Above the iridescent waves of a dying day, high above the water, a hunter waited. The air tasted of salt and foliage, with the lingering scent of despair. The long blades of grass tickled his bare feet. He tasted the humid air, picking up the faint traces of torment and fear. His steady heartbeat began to increase as his senses heightened. Something was wrong. Very wrong.

He tilted his head to the sound of a struggle. A hundred yards away, maybe. He stilled as if to avoid being seen by invisible eyes, his body stiffening like a rock. A rock with long, luscious hair that greyed every single day his fucking son did something stupid.

The animal inside of him was growling, yearning to break free. The long, pube-like hairs on his arms rose, threatening to turn into equally coarse fur. His pelt was the colour and consistency of a forty year old stripper who let her snatch hair grow until her entire body was taken over by it, similarly like a temple being devoured by climbing vines of ivy. Except, his body wasn't a temple and there was no treasure buried inside of him, just years of anger and dissatisfaction brought on by his yiffing son, Jacob.

Speaking of that little shit, Billy was sure his son was either watching that anime porn on the internet again, or talking to that raucous Bella. After throwing herself off a cliff, the elderly man had forbidden any future contact with the suicidal teenager, but apparently her pheromones were too much for Jacob to stay away from. He wasn't sure what he smelled in her, but whatever it was, it clearly wasn't the strong odour of fish coming from between her legs. That girl produced more yeast than a bakery.

A loud yell broke him from his thoughts and he was thankful he no longer had to think about a seventeen year old girl's lack of genital hygiene, or his son's choice in pornography. He rolled himself around and began a brisk pace towards the ruckus. This was the third time this week that he had to break apart a fight between any given pair of assholes Jacob hung around with. He muttered some sort of aboriginal chant before he turned into a wolf.

That may seem rad, but keep in mind, this fucker is disabled. Not even like a limp or a bunion, but full-on paralyzed waist down. The wheelchair became a part of him, even when he transformed. The back legs of his wolf were actually wheels, like those strap-on contraptions you see in Youtube videos of cats or dogs that have amputations. This fucker is half wolf, half Tonka Truck.

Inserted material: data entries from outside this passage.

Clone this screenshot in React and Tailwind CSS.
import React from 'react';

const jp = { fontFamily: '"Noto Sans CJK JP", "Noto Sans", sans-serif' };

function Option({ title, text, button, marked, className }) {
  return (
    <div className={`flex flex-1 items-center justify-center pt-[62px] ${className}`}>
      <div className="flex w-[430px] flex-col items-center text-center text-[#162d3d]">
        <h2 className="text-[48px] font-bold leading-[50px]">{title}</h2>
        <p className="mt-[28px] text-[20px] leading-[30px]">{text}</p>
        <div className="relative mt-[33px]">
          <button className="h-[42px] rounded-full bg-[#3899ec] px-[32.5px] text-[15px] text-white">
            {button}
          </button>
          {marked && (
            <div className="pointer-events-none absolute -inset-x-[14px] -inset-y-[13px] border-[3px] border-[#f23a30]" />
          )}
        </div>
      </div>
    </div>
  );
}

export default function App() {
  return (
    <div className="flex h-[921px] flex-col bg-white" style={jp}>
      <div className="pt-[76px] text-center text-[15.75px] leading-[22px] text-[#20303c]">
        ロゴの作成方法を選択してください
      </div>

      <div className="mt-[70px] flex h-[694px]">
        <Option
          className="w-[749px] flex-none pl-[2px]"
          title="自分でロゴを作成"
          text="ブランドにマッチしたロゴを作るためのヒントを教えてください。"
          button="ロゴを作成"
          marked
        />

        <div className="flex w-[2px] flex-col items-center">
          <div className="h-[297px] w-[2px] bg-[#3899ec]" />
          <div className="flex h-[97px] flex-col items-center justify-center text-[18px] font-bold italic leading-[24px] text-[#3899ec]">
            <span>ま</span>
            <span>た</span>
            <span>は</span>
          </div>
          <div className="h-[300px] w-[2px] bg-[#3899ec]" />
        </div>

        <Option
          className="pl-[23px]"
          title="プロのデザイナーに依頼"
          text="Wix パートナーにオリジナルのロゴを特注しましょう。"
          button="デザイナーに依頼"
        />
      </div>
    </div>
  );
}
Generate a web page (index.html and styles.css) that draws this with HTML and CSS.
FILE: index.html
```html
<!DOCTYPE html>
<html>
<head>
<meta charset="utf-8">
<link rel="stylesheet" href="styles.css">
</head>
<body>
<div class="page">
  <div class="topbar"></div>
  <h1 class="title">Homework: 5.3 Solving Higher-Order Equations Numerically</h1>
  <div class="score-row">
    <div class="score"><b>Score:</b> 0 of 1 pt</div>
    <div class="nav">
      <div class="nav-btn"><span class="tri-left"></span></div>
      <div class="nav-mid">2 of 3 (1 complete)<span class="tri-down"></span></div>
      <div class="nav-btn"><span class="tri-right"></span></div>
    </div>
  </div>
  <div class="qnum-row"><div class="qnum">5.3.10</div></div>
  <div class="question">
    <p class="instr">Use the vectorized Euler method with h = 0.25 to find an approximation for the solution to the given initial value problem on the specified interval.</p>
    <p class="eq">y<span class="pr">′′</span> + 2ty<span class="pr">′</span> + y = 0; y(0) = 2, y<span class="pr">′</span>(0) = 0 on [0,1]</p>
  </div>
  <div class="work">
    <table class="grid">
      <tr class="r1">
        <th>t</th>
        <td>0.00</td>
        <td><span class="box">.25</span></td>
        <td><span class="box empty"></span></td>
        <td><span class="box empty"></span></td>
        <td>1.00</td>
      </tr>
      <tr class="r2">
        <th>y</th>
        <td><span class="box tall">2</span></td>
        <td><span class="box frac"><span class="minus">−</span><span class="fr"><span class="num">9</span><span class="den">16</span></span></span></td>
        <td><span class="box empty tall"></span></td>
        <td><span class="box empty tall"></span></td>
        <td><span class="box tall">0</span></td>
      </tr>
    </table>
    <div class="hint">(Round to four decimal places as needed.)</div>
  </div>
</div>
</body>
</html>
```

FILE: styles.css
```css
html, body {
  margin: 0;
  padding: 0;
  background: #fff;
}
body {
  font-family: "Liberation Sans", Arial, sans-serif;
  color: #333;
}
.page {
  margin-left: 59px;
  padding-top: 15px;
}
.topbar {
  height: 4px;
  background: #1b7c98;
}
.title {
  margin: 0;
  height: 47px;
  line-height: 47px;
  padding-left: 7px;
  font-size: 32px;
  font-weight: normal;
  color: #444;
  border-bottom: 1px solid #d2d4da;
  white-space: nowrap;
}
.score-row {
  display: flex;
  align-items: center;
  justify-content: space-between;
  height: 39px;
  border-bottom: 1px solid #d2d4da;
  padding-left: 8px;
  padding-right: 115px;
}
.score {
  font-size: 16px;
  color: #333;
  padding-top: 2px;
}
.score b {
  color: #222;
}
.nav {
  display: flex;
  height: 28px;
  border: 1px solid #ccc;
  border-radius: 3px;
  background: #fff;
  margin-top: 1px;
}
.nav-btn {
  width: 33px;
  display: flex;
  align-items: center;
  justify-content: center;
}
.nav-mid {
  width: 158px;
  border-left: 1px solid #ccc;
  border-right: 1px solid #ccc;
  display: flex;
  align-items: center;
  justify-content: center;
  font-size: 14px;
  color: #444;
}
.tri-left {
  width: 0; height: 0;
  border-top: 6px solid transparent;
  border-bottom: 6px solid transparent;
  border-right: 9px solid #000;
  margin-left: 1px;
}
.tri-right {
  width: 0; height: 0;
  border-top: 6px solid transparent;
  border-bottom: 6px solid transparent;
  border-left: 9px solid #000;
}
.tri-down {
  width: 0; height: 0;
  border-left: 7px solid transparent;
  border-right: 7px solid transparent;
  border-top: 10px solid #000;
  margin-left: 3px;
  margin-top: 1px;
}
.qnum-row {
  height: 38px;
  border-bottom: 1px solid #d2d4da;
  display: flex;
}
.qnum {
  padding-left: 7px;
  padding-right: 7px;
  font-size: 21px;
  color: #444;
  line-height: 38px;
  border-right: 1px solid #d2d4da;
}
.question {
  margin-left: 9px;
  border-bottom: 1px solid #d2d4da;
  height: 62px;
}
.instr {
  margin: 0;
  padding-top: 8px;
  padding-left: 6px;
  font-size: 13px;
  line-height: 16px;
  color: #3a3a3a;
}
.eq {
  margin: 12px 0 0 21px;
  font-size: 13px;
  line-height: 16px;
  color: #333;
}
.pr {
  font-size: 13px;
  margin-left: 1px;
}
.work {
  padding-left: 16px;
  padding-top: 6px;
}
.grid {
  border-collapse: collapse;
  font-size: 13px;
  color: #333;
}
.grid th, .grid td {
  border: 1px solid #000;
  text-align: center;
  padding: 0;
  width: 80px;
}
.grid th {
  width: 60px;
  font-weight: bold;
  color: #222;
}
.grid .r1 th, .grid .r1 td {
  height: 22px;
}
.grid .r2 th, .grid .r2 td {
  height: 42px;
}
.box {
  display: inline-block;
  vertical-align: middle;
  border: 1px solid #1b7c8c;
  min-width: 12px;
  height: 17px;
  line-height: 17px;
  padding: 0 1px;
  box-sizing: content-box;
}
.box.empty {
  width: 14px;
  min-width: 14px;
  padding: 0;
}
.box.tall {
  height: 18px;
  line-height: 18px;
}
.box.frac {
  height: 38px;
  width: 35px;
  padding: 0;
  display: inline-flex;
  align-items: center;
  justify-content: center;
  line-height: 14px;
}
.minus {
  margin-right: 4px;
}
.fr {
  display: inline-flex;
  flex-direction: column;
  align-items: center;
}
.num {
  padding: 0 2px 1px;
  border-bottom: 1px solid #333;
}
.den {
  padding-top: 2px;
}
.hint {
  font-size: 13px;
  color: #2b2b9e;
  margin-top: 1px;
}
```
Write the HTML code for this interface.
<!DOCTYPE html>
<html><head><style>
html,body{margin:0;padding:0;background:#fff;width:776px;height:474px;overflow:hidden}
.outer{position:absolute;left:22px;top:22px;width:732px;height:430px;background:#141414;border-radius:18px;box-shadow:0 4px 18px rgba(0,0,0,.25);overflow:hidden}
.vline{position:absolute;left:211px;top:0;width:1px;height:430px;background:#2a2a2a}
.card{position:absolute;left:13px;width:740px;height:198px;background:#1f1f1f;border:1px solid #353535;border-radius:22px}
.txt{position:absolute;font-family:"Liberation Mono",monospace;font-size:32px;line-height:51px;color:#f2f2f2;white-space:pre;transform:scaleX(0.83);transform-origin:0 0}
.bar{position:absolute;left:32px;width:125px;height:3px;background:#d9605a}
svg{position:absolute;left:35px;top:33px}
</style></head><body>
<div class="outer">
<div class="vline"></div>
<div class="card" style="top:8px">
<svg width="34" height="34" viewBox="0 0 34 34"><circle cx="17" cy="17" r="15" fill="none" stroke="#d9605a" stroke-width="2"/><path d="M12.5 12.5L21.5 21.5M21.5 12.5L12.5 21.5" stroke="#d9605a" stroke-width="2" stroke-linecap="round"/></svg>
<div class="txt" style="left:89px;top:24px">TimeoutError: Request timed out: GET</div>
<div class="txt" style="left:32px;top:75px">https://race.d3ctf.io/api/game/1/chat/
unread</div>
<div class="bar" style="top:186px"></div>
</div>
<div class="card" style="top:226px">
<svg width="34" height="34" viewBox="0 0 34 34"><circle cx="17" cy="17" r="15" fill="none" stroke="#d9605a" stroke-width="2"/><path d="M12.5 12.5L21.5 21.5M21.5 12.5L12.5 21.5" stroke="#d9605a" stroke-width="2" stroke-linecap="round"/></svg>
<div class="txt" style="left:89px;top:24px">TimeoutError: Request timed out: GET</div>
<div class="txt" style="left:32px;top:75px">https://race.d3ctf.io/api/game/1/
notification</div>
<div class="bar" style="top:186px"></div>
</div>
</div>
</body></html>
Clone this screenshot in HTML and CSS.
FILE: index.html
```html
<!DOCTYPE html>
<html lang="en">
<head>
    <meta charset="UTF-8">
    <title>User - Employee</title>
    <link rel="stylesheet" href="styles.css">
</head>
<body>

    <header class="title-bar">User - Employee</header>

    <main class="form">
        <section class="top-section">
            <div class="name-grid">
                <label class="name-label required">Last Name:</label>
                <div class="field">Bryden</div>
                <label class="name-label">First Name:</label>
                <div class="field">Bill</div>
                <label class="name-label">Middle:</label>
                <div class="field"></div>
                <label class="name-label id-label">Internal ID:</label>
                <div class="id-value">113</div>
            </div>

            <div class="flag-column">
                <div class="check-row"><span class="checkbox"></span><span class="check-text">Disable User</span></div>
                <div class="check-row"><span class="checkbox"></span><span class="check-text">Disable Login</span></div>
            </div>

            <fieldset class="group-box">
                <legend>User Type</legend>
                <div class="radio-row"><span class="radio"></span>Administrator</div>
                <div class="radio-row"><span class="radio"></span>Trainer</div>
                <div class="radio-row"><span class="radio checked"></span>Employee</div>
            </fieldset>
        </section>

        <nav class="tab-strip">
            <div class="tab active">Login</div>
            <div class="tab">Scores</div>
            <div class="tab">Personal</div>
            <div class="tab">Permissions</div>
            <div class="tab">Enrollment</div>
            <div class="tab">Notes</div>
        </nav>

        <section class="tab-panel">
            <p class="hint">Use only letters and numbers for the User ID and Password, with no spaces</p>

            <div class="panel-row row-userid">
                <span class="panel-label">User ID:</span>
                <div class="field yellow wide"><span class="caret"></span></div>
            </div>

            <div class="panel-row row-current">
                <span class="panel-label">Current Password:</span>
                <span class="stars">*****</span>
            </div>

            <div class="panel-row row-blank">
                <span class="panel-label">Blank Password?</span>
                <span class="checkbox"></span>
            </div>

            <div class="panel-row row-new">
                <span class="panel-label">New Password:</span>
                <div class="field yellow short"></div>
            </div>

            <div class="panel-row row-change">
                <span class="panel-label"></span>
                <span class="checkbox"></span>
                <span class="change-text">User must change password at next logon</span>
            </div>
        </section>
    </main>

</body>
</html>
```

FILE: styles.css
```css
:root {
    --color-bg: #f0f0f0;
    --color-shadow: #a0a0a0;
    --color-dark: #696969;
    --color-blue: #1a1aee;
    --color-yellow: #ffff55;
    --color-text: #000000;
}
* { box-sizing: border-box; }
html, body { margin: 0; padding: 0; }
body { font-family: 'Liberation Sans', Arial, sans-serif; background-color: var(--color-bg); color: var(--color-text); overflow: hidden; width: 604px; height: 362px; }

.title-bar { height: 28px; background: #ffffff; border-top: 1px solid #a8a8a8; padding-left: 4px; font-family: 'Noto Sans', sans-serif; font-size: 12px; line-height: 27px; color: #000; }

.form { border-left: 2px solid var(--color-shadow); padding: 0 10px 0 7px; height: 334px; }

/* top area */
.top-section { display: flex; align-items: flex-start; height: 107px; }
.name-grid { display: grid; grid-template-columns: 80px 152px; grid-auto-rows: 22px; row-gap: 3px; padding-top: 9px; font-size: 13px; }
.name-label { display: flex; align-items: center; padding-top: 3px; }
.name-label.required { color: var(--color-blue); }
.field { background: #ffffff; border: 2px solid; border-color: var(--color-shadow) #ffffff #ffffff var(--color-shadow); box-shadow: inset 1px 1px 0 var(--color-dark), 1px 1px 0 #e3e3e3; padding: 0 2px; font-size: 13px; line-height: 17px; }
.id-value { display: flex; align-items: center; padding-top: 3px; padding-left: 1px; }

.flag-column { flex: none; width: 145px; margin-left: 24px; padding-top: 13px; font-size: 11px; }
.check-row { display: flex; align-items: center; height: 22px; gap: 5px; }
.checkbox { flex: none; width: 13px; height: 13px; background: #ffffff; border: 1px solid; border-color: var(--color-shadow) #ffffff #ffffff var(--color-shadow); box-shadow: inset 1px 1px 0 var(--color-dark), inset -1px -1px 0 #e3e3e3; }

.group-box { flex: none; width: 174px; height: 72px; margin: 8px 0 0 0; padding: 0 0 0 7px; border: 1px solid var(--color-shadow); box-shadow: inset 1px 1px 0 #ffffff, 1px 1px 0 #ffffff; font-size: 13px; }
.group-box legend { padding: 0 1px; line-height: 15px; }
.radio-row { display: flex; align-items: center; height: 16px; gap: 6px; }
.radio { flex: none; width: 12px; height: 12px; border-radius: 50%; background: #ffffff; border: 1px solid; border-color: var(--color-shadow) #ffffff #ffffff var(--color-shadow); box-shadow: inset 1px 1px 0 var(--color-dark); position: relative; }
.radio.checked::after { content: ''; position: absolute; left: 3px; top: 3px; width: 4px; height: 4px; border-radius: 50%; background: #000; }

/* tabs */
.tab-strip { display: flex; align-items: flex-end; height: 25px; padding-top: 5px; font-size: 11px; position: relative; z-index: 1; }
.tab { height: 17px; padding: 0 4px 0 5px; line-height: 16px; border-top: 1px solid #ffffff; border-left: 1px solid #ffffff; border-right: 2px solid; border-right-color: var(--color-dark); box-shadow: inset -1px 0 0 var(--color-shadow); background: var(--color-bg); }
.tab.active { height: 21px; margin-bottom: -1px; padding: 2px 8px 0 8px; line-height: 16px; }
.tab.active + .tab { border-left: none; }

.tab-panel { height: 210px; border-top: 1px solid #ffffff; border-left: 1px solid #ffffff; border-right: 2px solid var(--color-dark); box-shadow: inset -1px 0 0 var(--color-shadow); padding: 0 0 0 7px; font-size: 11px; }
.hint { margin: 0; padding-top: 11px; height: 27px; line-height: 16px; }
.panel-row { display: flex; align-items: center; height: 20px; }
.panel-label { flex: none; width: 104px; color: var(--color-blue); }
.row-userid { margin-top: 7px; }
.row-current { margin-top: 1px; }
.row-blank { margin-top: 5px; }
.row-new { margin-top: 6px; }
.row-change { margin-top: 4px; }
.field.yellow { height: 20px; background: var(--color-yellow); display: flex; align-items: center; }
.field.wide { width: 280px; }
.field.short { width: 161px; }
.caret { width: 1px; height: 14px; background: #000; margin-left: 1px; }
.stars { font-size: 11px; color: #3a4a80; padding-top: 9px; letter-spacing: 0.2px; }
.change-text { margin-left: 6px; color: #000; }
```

Blasting off at the speed of light, Billy the Hot Wheels wolf came to a screeching halt in front of the pair of fighting kids. One of them was like twelve and the other was in his mid-twenties, and the fighting was pretty sexual. There was loose neck skin being bit and claws being raked down backs, and honestly, the homosexual atmosphere was making this conservative elder pretty fucking pissed. Even though he was in some tribal gang of disabled werewolves or whatever, he was sure of two things: he was a Republican at heart, and jet fuel can't melt steel beams. That being said, it was time to get down to business.

Get off my porch, faggots, Billy muttered through their kindred wolf brain bond thing. The fighting/yiffing stopped immediately and he was almost completely positive he saw some sort of erection shrinking going down. There wasn't a doubt in his mind that those gays were here fighting over Jacob. Ever since his son began sprouting hair in his pits a few months ago, he's had to shoo off packs of hormonal queers on the daily. It was getting tiring, to be honest.

The males left promptly, and so he could safely turn back into his sagging humanoid form without any fear of being gangraped by the homosexuals. As he wheeled his way inside his shack, completely naked, he heard grunting coming from his son's room.

Ignoring it, he turned on the TV to watch women's tennis but found that he couldn't because their internet was suddenly absolute shit.

"You fucking piece of weeaboo shit," he roared, making a perfect three-point turn and sailing down the hallway. As expected, his son was hunched over his desktop, some kind of explicit anime video playing on the screen, loud whacking in the air. The vibrations from the rubber wheels on the shitty floorboards must have been the hint, because Jacob was ripping his headphones out and hardkilling his computer before screaming "dad!"

"Jacob, how many fucking times do I have to tell you to stop watching that Asian shit when tennis is on?" Billy was pretty god damn pissed, but thankful it wasn't the furry porn this time. His son was trying to cover himself up. Disgusting and pathetic.

"That's it, you're going to counselling." Given the fact they lived in the middle of nowhere, he wasn't even sure if he could find therapy for an addiction to animated porn, but fuck, he was going to try. "Tomorrow morning. Be ready."

He made another flawless turn before going to bed, his mood for watching half-naked, grunting women deflated by his son's sick obsession.